GET /enrichment-jobs/{importAgentDataJobId}/columns
# → ["gender","ethnicity","state","bmi_mean","bmi_std"]

Send the mapping (Distributional Assignment)

PUT /enrichment-jobs/{importAgentDataJobId}/mappings
Content-Type: application/json

{
"attribute": {
"name": "bmi",
"description": "Body Mass Index",
"units": "kg/m^2"
},
"method": "distributional",
"match_columns": [
{ "populus_attribute": "sex", "csv_column": "gender" },
{ "populus_attribute": "ethnicity", "csv_column": "ethnicity" },
{ "populus_attribute": "state", "csv_column": "state" }
],
"distr_family": "norm",
"param_cols": { "loc": "bmi_mean", "scale": "bmi_std" }
}

Monitor the job

GET /populations/jobs/{jobId}/status
# → { "status": "running" | "succeeded" | "failed", ... }

These endpoints and the preview/status UX are outlined in the enrichment document.
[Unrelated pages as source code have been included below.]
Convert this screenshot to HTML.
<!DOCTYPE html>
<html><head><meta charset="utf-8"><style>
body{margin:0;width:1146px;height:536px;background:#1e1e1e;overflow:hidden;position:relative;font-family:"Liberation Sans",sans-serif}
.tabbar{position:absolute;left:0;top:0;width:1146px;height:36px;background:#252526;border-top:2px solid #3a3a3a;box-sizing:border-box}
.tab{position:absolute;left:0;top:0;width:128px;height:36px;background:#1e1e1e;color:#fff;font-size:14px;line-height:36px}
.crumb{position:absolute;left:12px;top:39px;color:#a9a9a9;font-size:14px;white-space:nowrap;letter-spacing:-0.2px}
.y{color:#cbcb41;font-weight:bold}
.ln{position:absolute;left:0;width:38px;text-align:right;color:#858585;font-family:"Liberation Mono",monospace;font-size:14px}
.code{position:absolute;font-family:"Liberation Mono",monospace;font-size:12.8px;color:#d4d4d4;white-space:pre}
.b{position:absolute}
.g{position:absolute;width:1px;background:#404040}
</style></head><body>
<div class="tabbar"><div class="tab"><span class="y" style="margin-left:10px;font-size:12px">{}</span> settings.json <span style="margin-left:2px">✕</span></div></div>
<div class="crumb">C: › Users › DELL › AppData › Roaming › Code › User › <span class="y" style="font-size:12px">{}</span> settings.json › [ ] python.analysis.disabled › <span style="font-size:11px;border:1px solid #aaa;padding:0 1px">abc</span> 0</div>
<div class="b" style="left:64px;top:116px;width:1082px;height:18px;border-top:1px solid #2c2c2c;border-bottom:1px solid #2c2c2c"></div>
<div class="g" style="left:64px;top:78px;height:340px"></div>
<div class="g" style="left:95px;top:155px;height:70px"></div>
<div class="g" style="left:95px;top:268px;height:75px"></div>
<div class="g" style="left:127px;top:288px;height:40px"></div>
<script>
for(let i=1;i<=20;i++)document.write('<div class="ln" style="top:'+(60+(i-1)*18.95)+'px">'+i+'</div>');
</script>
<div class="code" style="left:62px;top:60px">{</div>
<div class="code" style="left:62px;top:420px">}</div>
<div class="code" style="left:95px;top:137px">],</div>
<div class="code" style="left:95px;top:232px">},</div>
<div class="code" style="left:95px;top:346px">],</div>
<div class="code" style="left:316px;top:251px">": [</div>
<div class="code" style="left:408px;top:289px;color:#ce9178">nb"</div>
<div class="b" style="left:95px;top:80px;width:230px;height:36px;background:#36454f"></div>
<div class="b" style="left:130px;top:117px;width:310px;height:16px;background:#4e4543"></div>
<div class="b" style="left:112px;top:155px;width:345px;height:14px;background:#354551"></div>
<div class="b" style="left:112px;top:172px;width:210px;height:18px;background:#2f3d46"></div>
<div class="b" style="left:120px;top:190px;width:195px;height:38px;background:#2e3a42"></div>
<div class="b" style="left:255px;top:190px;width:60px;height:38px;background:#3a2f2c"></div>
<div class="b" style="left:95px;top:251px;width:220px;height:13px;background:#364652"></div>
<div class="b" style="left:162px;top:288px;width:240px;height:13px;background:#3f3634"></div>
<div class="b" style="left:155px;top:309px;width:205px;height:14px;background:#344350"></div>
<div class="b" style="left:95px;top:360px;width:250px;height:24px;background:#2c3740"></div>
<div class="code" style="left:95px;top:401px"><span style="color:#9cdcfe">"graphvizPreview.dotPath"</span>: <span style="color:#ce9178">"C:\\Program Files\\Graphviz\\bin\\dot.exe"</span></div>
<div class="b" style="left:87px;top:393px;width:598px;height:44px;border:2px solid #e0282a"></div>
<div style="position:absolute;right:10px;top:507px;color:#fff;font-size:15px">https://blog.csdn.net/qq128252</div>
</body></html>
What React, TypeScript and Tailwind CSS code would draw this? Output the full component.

The doc also points to a reference implementation that evaluates distr_family using SciPy.

Quality checks & tips

Coverage: After preview, check that every (sex, ethnicity, state) combination in your population is covered by at most one row in your CSV. Missing or duplicate keys will reduce match rates or create ambiguity.
Parameter sanity: Ensure bmi_std > 0. Extreme standard deviations can produce unrealistic values.
Distribution choice: Normal works for many biometrics; if you use other families (e.g., lognorm, beta), include any required shape parameters in your CSV and extend param_cols accordingly. (The system uses SciPy distribution names and parameters.)
Attribute naming: Keep names consistent (bmi) and units explicit (kg/m^2) so downstream analyses are straightforward.
Multiple attributes: The MVP UI runs one attribute per execution, but the API can accept multiple attribute definitions in a single run—useful once your UI supports it.

Summary

Direct Assignment: copy values by match keys.
Distributional Assignment: sample from a SciPy distribution per matched group using distr_family and param_cols (e.g., loc = mean, scale = std).
End-to-end: upload file → inspect columns → map method & parameters → preview → start job → poll status.

If you follow the BMI example, you’ll have a working pattern you can reuse for any continuous attribute you want to synthesize.